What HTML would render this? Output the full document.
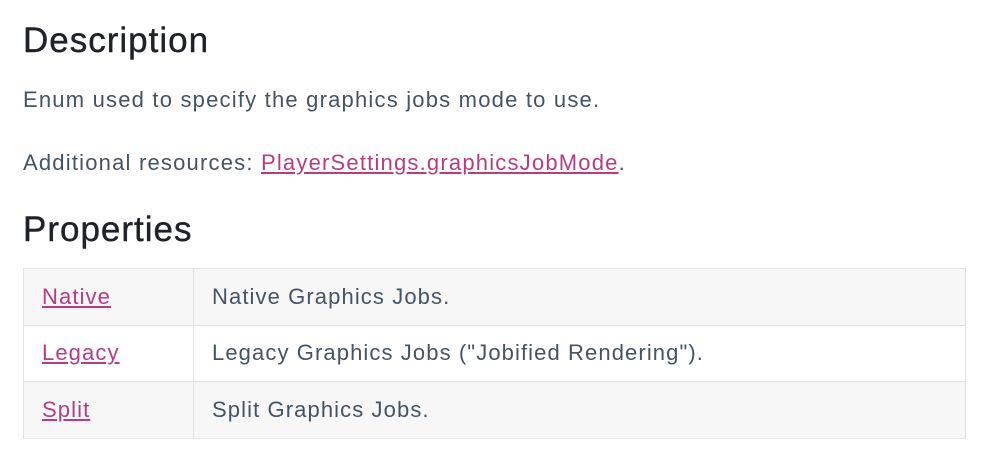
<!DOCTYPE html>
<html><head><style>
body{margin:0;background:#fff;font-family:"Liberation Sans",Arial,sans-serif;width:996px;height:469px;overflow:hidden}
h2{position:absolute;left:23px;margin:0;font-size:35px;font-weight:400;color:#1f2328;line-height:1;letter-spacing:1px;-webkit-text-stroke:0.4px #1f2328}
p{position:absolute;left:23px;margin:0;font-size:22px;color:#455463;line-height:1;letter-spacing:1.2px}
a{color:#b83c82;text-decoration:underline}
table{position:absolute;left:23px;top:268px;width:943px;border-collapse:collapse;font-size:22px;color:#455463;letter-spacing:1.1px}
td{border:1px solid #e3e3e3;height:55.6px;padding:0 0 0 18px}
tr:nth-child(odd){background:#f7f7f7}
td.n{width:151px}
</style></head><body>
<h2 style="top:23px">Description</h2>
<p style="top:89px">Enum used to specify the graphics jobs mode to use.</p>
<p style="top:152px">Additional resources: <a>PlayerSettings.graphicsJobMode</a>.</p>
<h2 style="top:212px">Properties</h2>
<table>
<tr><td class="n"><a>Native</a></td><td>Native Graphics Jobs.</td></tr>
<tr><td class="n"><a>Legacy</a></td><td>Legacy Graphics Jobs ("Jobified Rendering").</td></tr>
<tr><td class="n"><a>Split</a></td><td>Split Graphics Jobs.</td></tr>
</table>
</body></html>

### Exercise brief
Without including any pictures, print all of the material exactly as given.

### The result
What HTML would render this? Output the full document.
<!DOCTYPE html>
<html><head><style>
body{margin:0;background:#fff;font-family:"Liberation Sans",Arial,sans-serif;width:996px;height:469px;overflow:hidden}
h2{position:absolute;left:23px;margin:0;font-size:35px;font-weight:400;color:#1f2328;line-height:1;letter-spacing:1px;-webkit-text-stroke:0.4px #1f2328}
p{position:absolute;left:23px;margin:0;font-size:22px;color:#455463;line-height:1;letter-spacing:1.2px}
a{color:#b83c82;text-decoration:underline}
table{position:absolute;left:23px;top:268px;width:943px;border-collapse:collapse;font-size:22px;color:#455463;letter-spacing:1.1px}
td{border:1px solid #e3e3e3;height:55.6px;padding:0 0 0 18px}
tr:nth-child(odd){background:#f7f7f7}
td.n{width:151px}
</style></head><body>
<h2 style="top:23px">Description</h2>
<p style="top:89px">Enum used to specify the graphics jobs mode to use.</p>
<p style="top:152px">Additional resources: <a>PlayerSettings.graphicsJobMode</a>.</p>
<h2 style="top:212px">Properties</h2>
<table>
<tr><td class="n"><a>Native</a></td><td>Native Graphics Jobs.</td></tr>
<tr><td class="n"><a>Legacy</a></td><td>Legacy Graphics Jobs ("Jobified Rendering").</td></tr>
<tr><td class="n"><a>Split</a></td><td>Split Graphics Jobs.</td></tr>
</table>
</body></html>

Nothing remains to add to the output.